* _Dataset extract_
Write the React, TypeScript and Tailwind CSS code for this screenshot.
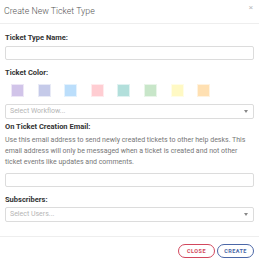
const swatches = [
  "bg-[#d1c4e9]",
  "bg-[#c5cae9]",
  "bg-[#bbdefb]",
  "bg-[#ffcdd2]",
  "bg-[#b2dfdb]",
  "bg-[#c8e6c9]",
  "bg-[#fff9c4]",
  "bg-[#ffe0b2]",
];

function Select({ placeholder }: { placeholder: string }) {
  return (
    <div className="flex h-[15px] items-center justify-between rounded-[2px] border border-[#dcdcdc] bg-white pl-[4px] pr-[5px]">
      <span className="text-[7px] text-[#b5b5b5]">{placeholder}</span>
      <span className="h-0 w-0 border-x-[2.5px] border-t-[3px] border-x-transparent border-t-[#888]" />
    </div>
  );
}

export default function App() {
  return (
    <div className="h-[260px] w-[259px] bg-white font-['Roboto',sans-serif]">
      <div className="flex h-[24px] items-center justify-between border-b border-[#eeeeee] pl-[4px] pr-[6px]">
        <span className="text-[8.8px] font-light text-[#555]">Create New Ticket Type</span>
        <span className="-mt-[8px] text-[8px] leading-none text-[#bbb]">×</span>
      </div>

      <div className="px-[5px] pt-[8px]">
        <div className="text-[7.5px] font-bold text-[#333]">Ticket Type Name:</div>
        <div className="mt-[3px] h-[14px] rounded-[2px] border border-[#dcdcdc]" />

        <div className="mt-[7px] text-[7.5px] font-bold text-[#333]">Ticket Color:</div>
        <div className="mt-[5px] flex gap-[13.6px] pl-[6px]">
          {swatches.map((c) => (
            <div key={c} className={`h-[13px] w-[13px] border border-white/60 ${c}`} />
          ))}
        </div>

        <div className="mt-[7px]">
          <Select placeholder="Select Workflow..." />
        </div>

        <div className="mt-[2px] text-[7.5px] font-bold text-[#333]">On Ticket Creation Email:</div>
        <p className="mt-[3px] text-[7px] leading-[11px] text-[#777]">
          Use this email address to send newly created tickets to other help desks. This email
          address will only be messaged when a ticket is created and not other ticket events like
          updates and comments.
        </p>
        <div className="mt-[5px] h-[14px] rounded-[2px] border border-[#dcdcdc]" />

        <div className="mt-[7px] text-[7.5px] font-bold text-[#333]">Subscribers:</div>
        <div className="mt-[2px]">
          <Select placeholder="Select Users..." />
        </div>
      </div>

      <div className="mt-[14px] flex justify-end gap-[2px] border-t border-[#eeeeee] pr-[5px] pt-[7px]">
        <button className="h-[14px] w-[37px] rounded-full border border-[#d2475d] text-[5.5px] font-bold tracking-[0.08em] text-[#d2475d]">
          CLOSE
        </button>
        <button className="h-[14px] w-[37px] rounded-full border border-[#4b67a7] text-[5.5px] font-bold tracking-[0.08em] text-[#4b67a7]">
          CREATE
        </button>
      </div>
    </div>
  );
}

* _Your task_
Give nothing but the number of lines containing the string "this".

* _Finished task_
2